Seems like Philippine laws are rarely enforced. Why do I say that? Because that’s been my personal observation since retiring to the Philippines over ten years ago. Therefore, when I saw the main roads cleared on our island province of Guimaras I was astonished! Consequently, I felt the need to publish this post “Snot Rockets and Cleared Public Roads.”
Snot Rockets & Cleared Public Roads
Due to the fact that I hadn’t been out in over two weeks, I had no idea a recent edict from President Duterte was being observed in Guimaras. In Duterte’s State-of-the-Nation Address last July, the President ordered LGUs to reclaim roads used for private use. LGUs are Local Government Units. Deadline to comply is September 29, this coming Sunday.
Furthermore, Duterte threatened to suspend any mayor, barangay captain, or other official who didn’t follow through on his marching orders. As a result, nearby Iloilo City Mayor Jerry Treñas took the President at his word.
Treñas knew his job could be on the line. The Mayor has remarkably cleared at least 85% of the sidewalks and public roads in Iloilo. He hopes to make the September 29th deadline. We were in Iloilo City a couple of weeks ago. It was the first time in over ten years we were able to walk the downtown sidewalks without any vendors blocking our way.
Kudos to Mayor Treñas
In contrast, I never figured Guimaras would make any attempt to follow Duterte’s orders. Used clothing stores, though deemed illegal years ago, still clog the New Site Market in San Miguel, Guimaras.
Hence, when we made our way to the Hypermarket in San Miguel yesterday, I was astounded by how clear the roads were. Tricycles, jeepneys and private vehicles were actually parked OFF the road. It was something I thought I would never see.
Police Look for Violators
Several police cars roamed the main road ordering anyone to move who had dared to park on the street, even for a few minutes. Another government vehicle with loudspeakers blaring were assisting the police. My wife informed me that if you park on the road and stay inside with your vehicle’s hazard lights on, you might be able to park for a few minutes.
While I doubt this observance of the President’s edict won’t last for long after the September 29th deadline, it was refreshing to see how the public roads have been cleared. For now.
Consequently, though the main roads in Guimaras had been widened several years ago, the additional road space was mainly used by tricycles and jeepneys as parking areas. Therefore, the widening of the roads was rendered basically useless.

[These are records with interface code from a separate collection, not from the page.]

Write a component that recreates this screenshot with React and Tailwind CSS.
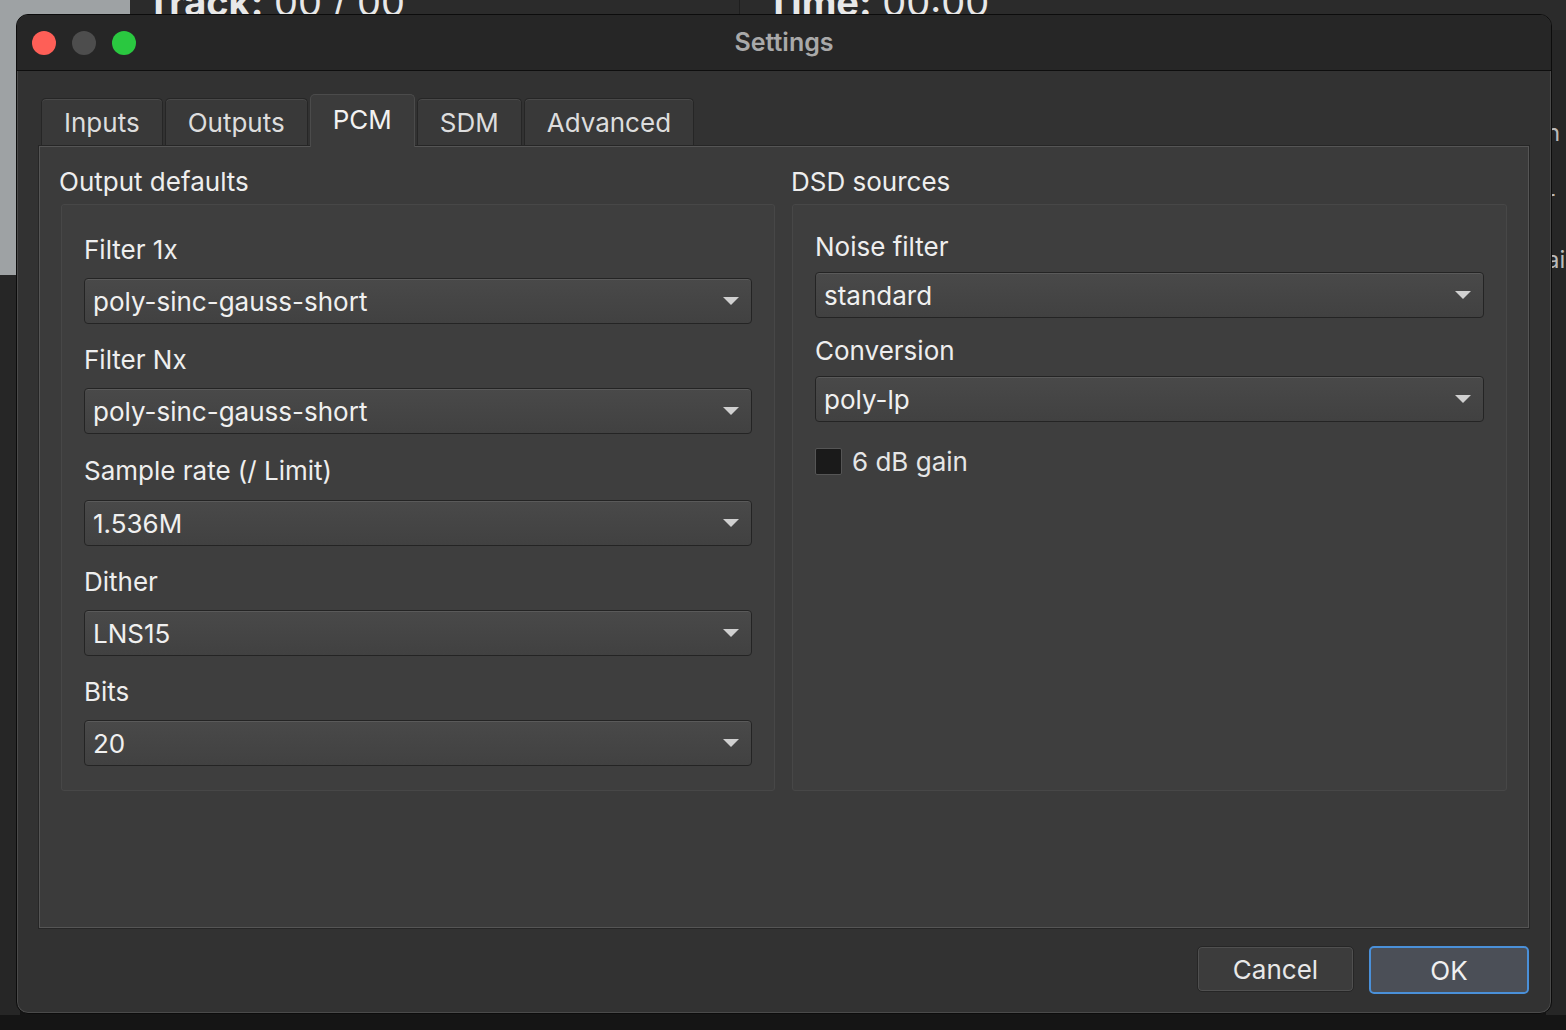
import React from "react";

const font = { fontFamily: "Inter, 'Noto Sans', sans-serif" };

function Combo({ value }) {
  return (
    <div className="h-[46px] shrink-0 rounded-[4px] border border-[#242424] bg-gradient-to-b from-[#494949] to-[#414141] shadow-[inset_0_1px_0_#5a5a5a] flex items-center justify-between pl-[8px] pr-[12px]">
      <span className="text-[26px] text-[#f0f0f0]">{value}</span>
      <svg width="16" height="9" viewBox="0 0 16 9"><path d="M0 0 L16 0 L8 8 Z" fill="#d0d0d0" /></svg>
    </div>
  );
}

function Field({ label, value, lh }) {
  return (
    <div className="flex flex-col">
      <div className={lh + " text-[26px] text-[#eeeeee] flex items-center"}>{label}</div>
      <Combo value={value} />
    </div>
  );
}

export default function App() {
  const tabs = ["Inputs", "Outputs", "PCM", "SDM", "Advanced"];
  return (
    <div className="relative w-[1566px] h-[1030px] bg-[#151515] overflow-hidden" style={font}>
      <div className="absolute left-0 top-0 w-[1566px] h-[30px] bg-[#2b2b2b] flex">
        <div className="w-[130px] h-full bg-[#9ea2a4]" />
        <div className="relative w-[610px] h-full border-r border-[#1e1e1e]">
          <div className="absolute left-[16px] top-[-20px] text-[38px] leading-[44px] text-[#e8e8e8]"><b>Track:</b> 00 / 00</div>
        </div>
        <div className="relative flex-1 h-full">
          <div className="absolute left-[26px] top-[-20px] text-[38px] leading-[44px] text-[#e8e8e8]"><b>Time:</b> 00:00</div>
        </div>
      </div>
      <div className="absolute left-0 top-0 w-[20px] h-[275px] bg-[#9ea2a4]" />
      <div className="absolute left-0 top-[275px] w-[20px] h-[740px] bg-[#262626]" />
      <div className="absolute right-0 top-[30px] w-[20px] h-[985px] bg-[#262626] text-[#bbb] text-[24px]">
        <div className="mt-[85px]">n</div><div className="mt-[30px]">r</div><div className="mt-[25px]">ai</div>
      </div>

      <div className="absolute left-[16px] top-[14px] w-[1536px] h-[1000px] rounded-[12px] border border-[#0c0c0c] bg-[#323232] overflow-hidden flex flex-col shadow-[0_0_0_1px_#4a4a4a_inset]">
        <div className="h-[56px] bg-[#262626] border-b border-[#0e0e0e] flex items-center relative shrink-0">
          <div className="flex gap-[16px] pl-[15px]">
            <div className="w-[24px] h-[24px] rounded-full bg-[#fe5f57]" />
            <div className="w-[24px] h-[24px] rounded-full bg-[#4d4d4d]" />
            <div className="w-[24px] h-[24px] rounded-full bg-[#2ac840]" />
          </div>
          <div className="absolute inset-0 flex items-center justify-center text-[25px] font-semibold text-[#a9a9a9]">Settings</div>
        </div>

        <div className="flex-1 flex flex-col px-[22px] pt-[26px]">
          <div className="flex items-end pl-[2px] gap-[2px] h-[49px]">
            {tabs.map((t) => {
              const active = t === "PCM";
              return (
                <div key={t}
                  className={active
                    ? "h-[53px] -mb-[1px] z-10 px-[22px] rounded-t-[5px] border border-b-0 border-[#4b4b4b] bg-[#3b3b3b] flex items-center text-[26px] text-[#f2f2f2] pb-[4px]"
                    : "h-[48px] px-[22px] rounded-t-[5px] border border-b-0 border-[#262626] bg-[#393939] flex items-center text-[26px] text-[#dddddd] shadow-[inset_0_1px_0_#4a4a4a]"}>
                  {t}
                </div>
              );
            })}
          </div>
          <div className="h-[782px] border border-[#555555] bg-[#3b3b3b] shadow-[0_0_0_1px_#262626] flex gap-[17px] px-[21px] pt-[20px]">
            <div className="w-[719px] flex flex-col">
              <div className="text-[26px] text-[#eeeeee] h-[37px] leading-[30px] -ml-[2px]">Output defaults</div>
              <div className="h-[587px] border border-[#474747] rounded-[3px] bg-[#3e3e3e] px-[22px] pt-[15px] flex flex-col gap-[6px]">
                <Field lh="h-[58px]" label="Filter 1x" value="poly-sinc-gauss-short" />
                <Field lh="h-[58px]" label="Filter Nx" value="poly-sinc-gauss-short" />
                <Field lh="h-[60px]" label="Sample rate (/ Limit)" value="1.536M" />
                <Field lh="h-[58px]" label="Dither" value="LNS15" />
                <Field lh="h-[58px]" label="Bits" value="20" />
              </div>
            </div>
            <div className="w-[720px] flex flex-col">
              <div className="text-[26px] text-[#eeeeee] h-[37px] leading-[30px] -ml-[1px]">DSD sources</div>
              <div className="h-[587px] border border-[#474747] rounded-[3px] bg-[#3e3e3e] px-[22px] pt-[15px] flex flex-col gap-[6px]">
                <Field lh="h-[52px]" label="Noise filter" value="standard" />
                <Field lh="h-[52px]" label="Conversion" value="poly-lp" />
                <div className="flex items-center gap-[10px] mt-[14px]">
                  <div className="w-[27px] h-[27px] border border-[#555] bg-[#1a1a1a] rounded-[2px]" />
                  <span className="text-[26px] text-[#e6e6e6]">6 dB gain</span>
                </div>
              </div>
            </div>
          </div>
          <div className="flex justify-end gap-[15px] mt-[18px]">
            <div className="w-[157px] h-[46px] rounded-[5px] border border-[#262626] bg-[#3c3c3c] shadow-[inset_0_0_0_1px_#505050] flex items-center justify-center text-[26px] text-[#e8e8e8]">Cancel</div>
            <div className="w-[160px] h-[48px] rounded-[5px] border-2 border-[#4a90d9] bg-[#4b4f57] flex items-center justify-center text-[26px] text-[#f0f0f0]">OK</div>
          </div>
        </div>
      </div>
    </div>
  );
}
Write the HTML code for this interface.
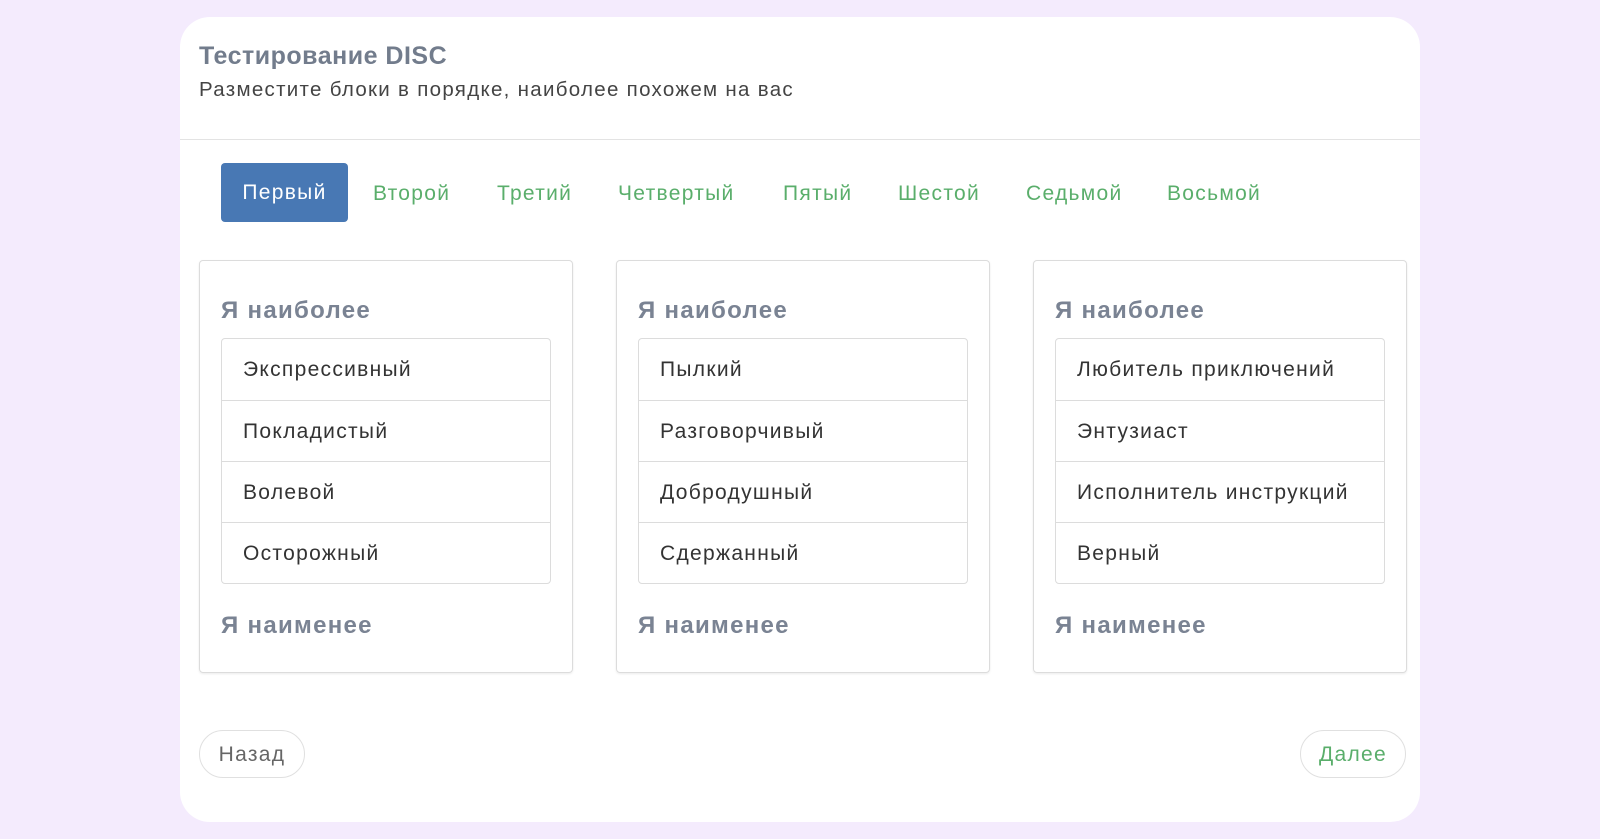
<!DOCTYPE html>
<html><head><meta charset="utf-8"><style>
*{box-sizing:border-box;margin:0;padding:0}
body{width:1600px;height:839px;background:#f4ebfd;font-family:"Liberation Sans","DejaVu Sans",sans-serif;position:relative;overflow:hidden;letter-spacing:1.3px}
.card{position:absolute;left:180px;top:17px;width:1240px;height:805px;background:#fff;border-radius:30px}
.title{position:absolute;left:19px;top:25px;font-size:25px;font-weight:bold;color:#727c8c;letter-spacing:0.5px}
.sub{position:absolute;left:19px;top:61px;font-size:20.5px;color:#444}
.hr{position:absolute;left:0;right:0;top:122px;border-top:1.5px solid #e3e3e3}
.tab{position:absolute;top:147px;height:59px;line-height:59px;font-size:21px;color:#5aae6b}
.tab.act{top:146px;background:#4878b4;color:#fff;border-radius:4px;width:127px;text-align:center;left:41px}
.box{position:absolute;top:243px;width:374px;height:413px;border:1.5px solid #dcdcdc;border-radius:4px;box-shadow:0 1px 2px rgba(0,0,0,.08)}
.h{position:absolute;left:21px;font-size:24px;font-weight:bold;color:#7a8393}
.list{position:absolute;left:21px;top:77px;width:330px;border:1.5px solid #dcdcdc;border-radius:4px}
.list div{height:61px;line-height:62px;padding-left:21px;font-size:21px;color:#333;border-top:1.5px solid #dcdcdc}
.list div:first-child{border-top:none}
.btn{position:absolute;top:713px;width:106px;height:48px;border:1.5px solid #e0e0e0;border-radius:24px;text-align:center;line-height:48px;font-size:21px}
</style></head><body>
<div class="card">
<div class="title">Тестирование DISC</div>
<div class="sub">Разместите блоки в порядке, наиболее похожем на вас</div>
<div class="hr"></div>
<div class="tab act">Первый</div>
<div class="tab" style="left:193px">Второй</div>
<div class="tab" style="left:317px">Третий</div>
<div class="tab" style="left:438px">Четвертый</div>
<div class="tab" style="left:603px">Пятый</div>
<div class="tab" style="left:718px">Шестой</div>
<div class="tab" style="left:846px">Седьмой</div>
<div class="tab" style="left:987px">Восьмой</div>

<div class="box" style="left:19px">
<div class="h" style="top:36px">Я наиболее</div>
<div class="list"><div>Экспрессивный</div><div>Покладистый</div><div>Волевой</div><div>Осторожный</div></div>
<div class="h" style="top:351px">Я наименее</div>
</div>
<div class="box" style="left:436px">
<div class="h" style="top:36px">Я наиболее</div>
<div class="list"><div>Пылкий</div><div>Разговорчивый</div><div>Добродушный</div><div>Сдержанный</div></div>
<div class="h" style="top:351px">Я наименее</div>
</div>
<div class="box" style="left:853px">
<div class="h" style="top:36px">Я наиболее</div>
<div class="list"><div>Любитель приключений</div><div>Энтузиаст</div><div>Исполнитель инструкций</div><div>Верный</div></div>
<div class="h" style="top:351px">Я наименее</div>
</div>

<div class="btn" style="left:19px;color:#666">Назад</div>
<div class="btn" style="left:1120px;color:#5aae6b">Далее</div>
</div>
</body></html>
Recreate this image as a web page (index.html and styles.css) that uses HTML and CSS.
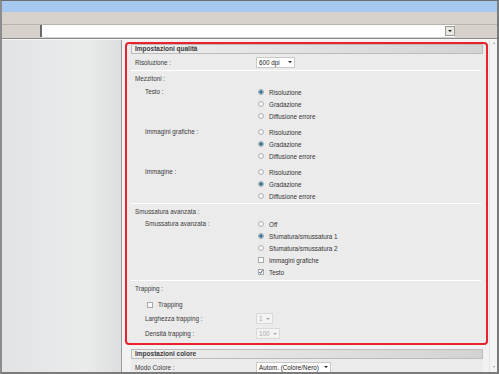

Snot Rockets & Cleared Public Roads
The Hypermarket was out of eggs. Therefore, we visited the Jade Market where Cousin Emma is the proprietor. Cousin Emma was forced to move down the street at a location one-third the size of her former store. Guimaras’ first Jollibee’s is under construction. Many of the retail shops like Emma’s were forced to move.
I sat in our Ford Ranger XLT with the air con blasting as my asawa purchased our tray of 30 eggs. While waiting, an elderly lady carrying a large package walked by.
She threw a snot rocket near the Jade Market entrance.
It was a remarkable goober. Frankly, in my 60 plus years, I’ve never witnessed a female anywhere dislodging her mucus in public. Of course, I’ve seen a few guys do the same, but the sight of this female senior really didn’t surprise me. I’ve witnessed a lot of sights in the Philippines that I’ve never seen back in the States.
A bearded motorcyclist pulled up. A 50-kilo sack of rice was placed behind the cyclist. The senior snot lady, with her large package in hand, sat behind the cyclist and the sack of rice. The pair zoomed off, with the woman deftly balancing the rice and her package.
Could the Boracay Pee Police Ordinance be Used?
Furthermore, while Guimaras is clearing the public roads, I don’t know if there’s any ordinance against throwing snot rockets in public. Could it fall under an ordinance similar to what the Boracay Pee Police used?
That ordinance is Municipal Ordinance No. 311, Series of 2012 (An Ordinance Prohibiting Littering/Dumping/Throwing of Garbage, Thrash, Rubbish, Refuse, and Other Waste Materials and Prescribing Penalties for Certain Acts and Omissions Inimical to Cleanliness and Sanitation.)